● **Given instruction**
Copy each line that holds "index".

● **Information provided**
————————

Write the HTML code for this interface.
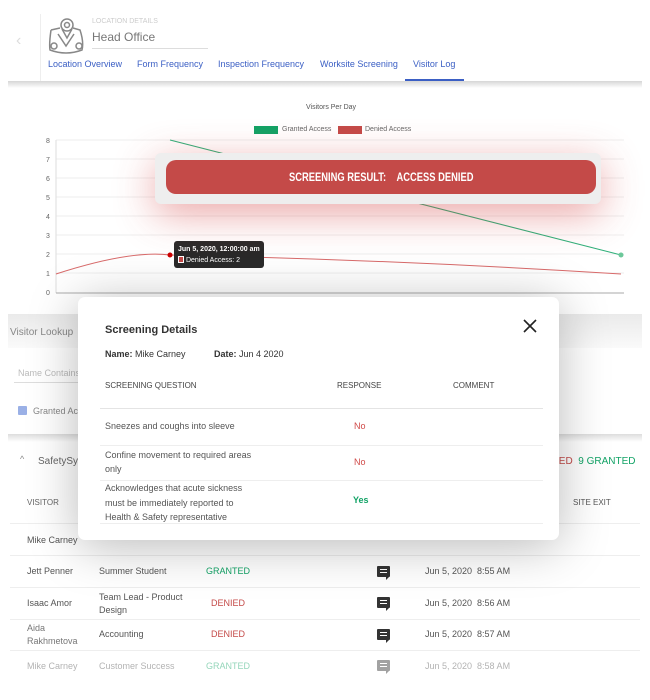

————————

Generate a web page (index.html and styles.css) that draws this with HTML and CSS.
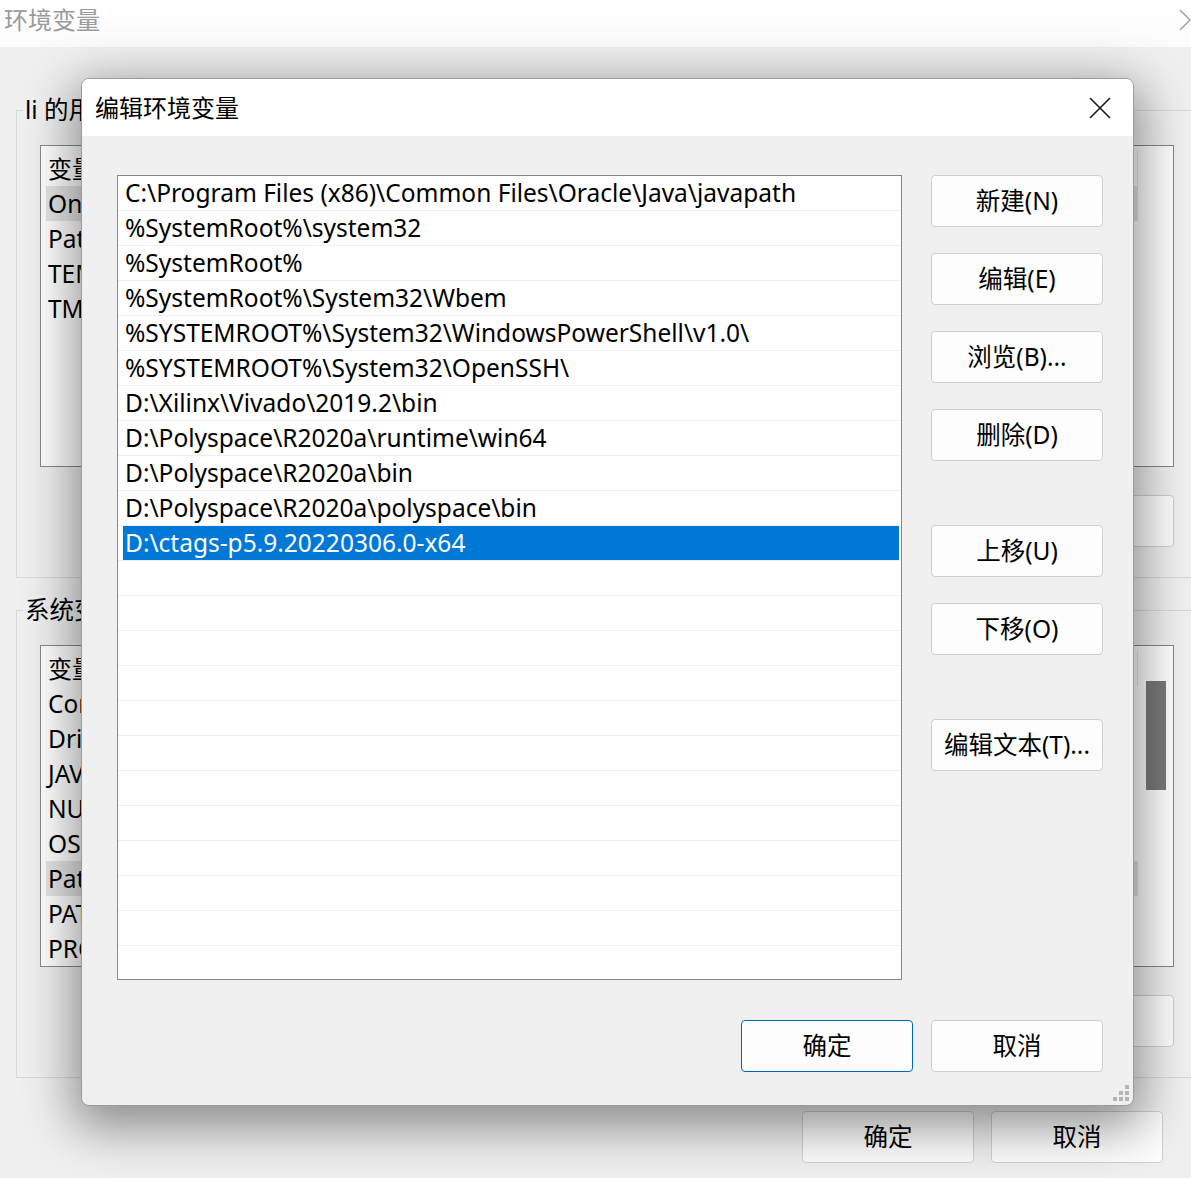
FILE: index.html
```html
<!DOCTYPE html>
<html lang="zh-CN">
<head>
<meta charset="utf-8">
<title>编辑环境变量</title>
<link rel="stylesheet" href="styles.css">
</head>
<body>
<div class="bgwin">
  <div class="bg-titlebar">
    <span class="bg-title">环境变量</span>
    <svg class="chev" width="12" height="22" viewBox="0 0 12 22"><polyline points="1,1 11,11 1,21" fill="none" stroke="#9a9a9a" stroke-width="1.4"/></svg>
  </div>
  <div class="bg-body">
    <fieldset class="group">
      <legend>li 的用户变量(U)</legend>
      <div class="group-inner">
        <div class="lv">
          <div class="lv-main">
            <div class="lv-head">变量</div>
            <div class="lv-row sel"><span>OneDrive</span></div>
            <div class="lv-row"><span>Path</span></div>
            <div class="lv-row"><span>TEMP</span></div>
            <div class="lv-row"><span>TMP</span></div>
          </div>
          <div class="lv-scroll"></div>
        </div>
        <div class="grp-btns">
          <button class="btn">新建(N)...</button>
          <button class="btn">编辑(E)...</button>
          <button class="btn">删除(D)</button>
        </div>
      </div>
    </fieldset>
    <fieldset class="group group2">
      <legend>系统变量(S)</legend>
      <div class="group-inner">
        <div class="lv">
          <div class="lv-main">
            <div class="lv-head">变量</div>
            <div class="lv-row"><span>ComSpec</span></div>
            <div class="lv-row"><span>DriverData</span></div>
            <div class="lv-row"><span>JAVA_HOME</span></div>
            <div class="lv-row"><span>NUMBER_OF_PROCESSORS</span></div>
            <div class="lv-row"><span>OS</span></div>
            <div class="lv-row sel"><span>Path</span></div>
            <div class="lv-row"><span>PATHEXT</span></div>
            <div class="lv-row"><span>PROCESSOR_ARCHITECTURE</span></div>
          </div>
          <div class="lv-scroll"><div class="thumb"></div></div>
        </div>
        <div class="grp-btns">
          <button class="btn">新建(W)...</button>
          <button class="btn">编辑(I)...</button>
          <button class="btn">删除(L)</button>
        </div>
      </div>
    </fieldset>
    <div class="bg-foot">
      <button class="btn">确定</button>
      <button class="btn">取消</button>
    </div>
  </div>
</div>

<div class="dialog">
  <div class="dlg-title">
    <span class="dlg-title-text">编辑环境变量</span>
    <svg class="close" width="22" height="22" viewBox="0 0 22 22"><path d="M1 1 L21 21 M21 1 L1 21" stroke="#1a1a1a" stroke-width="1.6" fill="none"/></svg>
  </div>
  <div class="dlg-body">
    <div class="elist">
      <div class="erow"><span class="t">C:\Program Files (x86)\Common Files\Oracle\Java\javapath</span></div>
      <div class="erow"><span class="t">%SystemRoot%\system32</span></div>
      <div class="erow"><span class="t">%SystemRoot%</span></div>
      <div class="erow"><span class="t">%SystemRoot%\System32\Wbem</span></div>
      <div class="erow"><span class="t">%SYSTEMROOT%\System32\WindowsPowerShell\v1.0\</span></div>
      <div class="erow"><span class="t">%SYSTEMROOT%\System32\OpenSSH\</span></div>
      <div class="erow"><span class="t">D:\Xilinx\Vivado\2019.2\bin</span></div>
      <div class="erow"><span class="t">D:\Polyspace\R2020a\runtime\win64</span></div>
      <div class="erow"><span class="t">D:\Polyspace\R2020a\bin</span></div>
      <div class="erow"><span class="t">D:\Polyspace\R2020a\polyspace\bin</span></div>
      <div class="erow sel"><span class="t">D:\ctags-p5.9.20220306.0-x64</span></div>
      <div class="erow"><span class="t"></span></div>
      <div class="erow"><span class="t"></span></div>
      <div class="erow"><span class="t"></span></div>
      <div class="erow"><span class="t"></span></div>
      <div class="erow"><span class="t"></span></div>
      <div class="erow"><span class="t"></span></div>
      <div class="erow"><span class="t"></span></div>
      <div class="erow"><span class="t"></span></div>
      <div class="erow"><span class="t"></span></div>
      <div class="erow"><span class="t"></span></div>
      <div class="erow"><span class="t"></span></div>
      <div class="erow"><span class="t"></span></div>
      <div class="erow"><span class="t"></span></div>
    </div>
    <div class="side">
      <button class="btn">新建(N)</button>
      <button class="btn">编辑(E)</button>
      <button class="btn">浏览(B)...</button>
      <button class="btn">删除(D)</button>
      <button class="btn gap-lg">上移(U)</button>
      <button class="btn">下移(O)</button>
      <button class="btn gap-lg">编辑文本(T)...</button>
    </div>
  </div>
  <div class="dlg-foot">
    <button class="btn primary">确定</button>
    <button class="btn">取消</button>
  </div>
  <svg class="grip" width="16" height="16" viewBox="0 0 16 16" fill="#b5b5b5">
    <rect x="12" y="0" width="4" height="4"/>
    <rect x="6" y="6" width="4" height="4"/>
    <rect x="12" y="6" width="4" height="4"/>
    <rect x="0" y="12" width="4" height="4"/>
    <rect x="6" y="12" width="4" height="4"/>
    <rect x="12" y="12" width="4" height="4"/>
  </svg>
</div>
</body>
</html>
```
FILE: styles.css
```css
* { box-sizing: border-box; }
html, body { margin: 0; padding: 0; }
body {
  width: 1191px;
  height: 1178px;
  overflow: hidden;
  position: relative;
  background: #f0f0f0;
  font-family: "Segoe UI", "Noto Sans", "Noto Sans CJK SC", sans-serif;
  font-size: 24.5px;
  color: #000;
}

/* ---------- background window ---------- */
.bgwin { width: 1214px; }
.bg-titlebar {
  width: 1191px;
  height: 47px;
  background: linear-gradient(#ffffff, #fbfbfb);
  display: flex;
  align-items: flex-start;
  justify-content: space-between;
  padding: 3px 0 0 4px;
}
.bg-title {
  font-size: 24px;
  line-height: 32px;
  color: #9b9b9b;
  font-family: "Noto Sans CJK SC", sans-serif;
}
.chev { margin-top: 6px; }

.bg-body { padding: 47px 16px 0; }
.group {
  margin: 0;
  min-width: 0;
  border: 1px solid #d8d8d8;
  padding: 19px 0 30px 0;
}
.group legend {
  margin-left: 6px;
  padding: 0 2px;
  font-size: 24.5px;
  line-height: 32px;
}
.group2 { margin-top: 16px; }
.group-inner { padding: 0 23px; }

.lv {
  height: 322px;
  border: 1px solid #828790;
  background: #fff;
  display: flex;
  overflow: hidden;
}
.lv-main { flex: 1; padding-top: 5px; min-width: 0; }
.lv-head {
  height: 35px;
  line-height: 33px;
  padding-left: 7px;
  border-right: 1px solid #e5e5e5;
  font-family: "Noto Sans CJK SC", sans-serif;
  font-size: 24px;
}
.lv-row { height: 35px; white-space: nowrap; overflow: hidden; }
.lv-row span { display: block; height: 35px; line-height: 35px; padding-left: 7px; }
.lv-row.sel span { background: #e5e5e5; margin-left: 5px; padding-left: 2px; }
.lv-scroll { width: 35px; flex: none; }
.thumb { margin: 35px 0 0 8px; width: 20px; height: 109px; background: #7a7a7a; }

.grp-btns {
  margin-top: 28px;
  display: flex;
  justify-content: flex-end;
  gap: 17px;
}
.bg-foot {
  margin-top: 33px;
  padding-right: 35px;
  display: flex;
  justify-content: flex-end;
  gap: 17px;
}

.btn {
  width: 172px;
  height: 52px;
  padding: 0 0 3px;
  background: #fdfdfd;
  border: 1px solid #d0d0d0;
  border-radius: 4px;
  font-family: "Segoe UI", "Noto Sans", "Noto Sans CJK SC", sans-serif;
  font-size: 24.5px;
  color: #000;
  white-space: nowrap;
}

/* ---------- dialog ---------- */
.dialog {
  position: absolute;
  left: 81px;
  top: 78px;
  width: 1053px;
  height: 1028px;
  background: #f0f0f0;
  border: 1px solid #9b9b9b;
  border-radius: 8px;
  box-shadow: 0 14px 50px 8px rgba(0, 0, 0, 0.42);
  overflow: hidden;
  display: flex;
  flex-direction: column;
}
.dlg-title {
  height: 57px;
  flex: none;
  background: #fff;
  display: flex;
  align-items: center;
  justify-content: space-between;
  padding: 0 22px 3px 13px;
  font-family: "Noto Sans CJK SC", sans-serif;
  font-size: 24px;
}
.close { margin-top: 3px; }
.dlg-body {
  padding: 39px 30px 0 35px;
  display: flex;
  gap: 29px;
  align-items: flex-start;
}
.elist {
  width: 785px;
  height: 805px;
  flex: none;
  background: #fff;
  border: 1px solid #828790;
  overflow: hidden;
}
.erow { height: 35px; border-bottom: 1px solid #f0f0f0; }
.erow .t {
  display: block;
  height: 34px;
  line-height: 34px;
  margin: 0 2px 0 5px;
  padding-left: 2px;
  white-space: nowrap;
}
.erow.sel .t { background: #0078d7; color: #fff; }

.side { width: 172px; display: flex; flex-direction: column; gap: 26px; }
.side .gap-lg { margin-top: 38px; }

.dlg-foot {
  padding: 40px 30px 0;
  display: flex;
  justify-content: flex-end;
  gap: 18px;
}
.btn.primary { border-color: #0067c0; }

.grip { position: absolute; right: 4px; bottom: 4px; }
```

————————

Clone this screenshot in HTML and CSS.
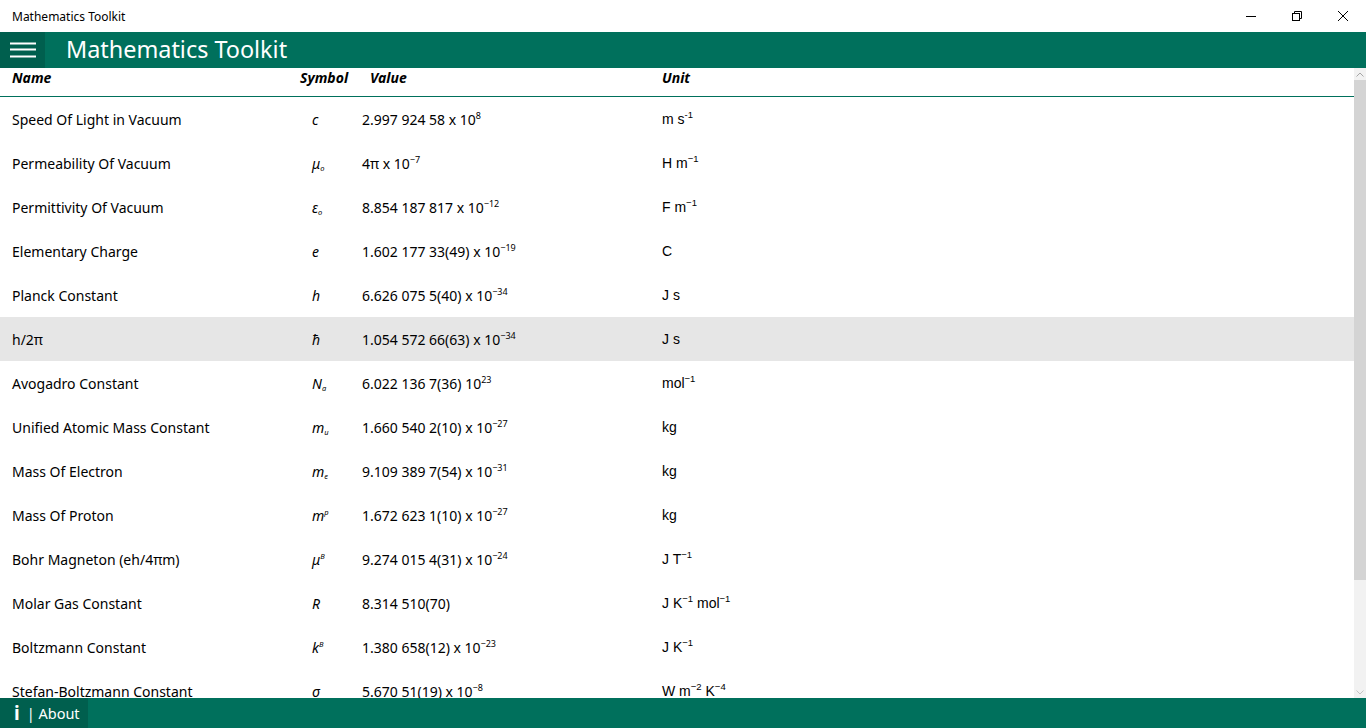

————————

● **Output of the task**
Generate a web page (index.html and styles.css) that draws this with HTML and CSS.
FILE: index.html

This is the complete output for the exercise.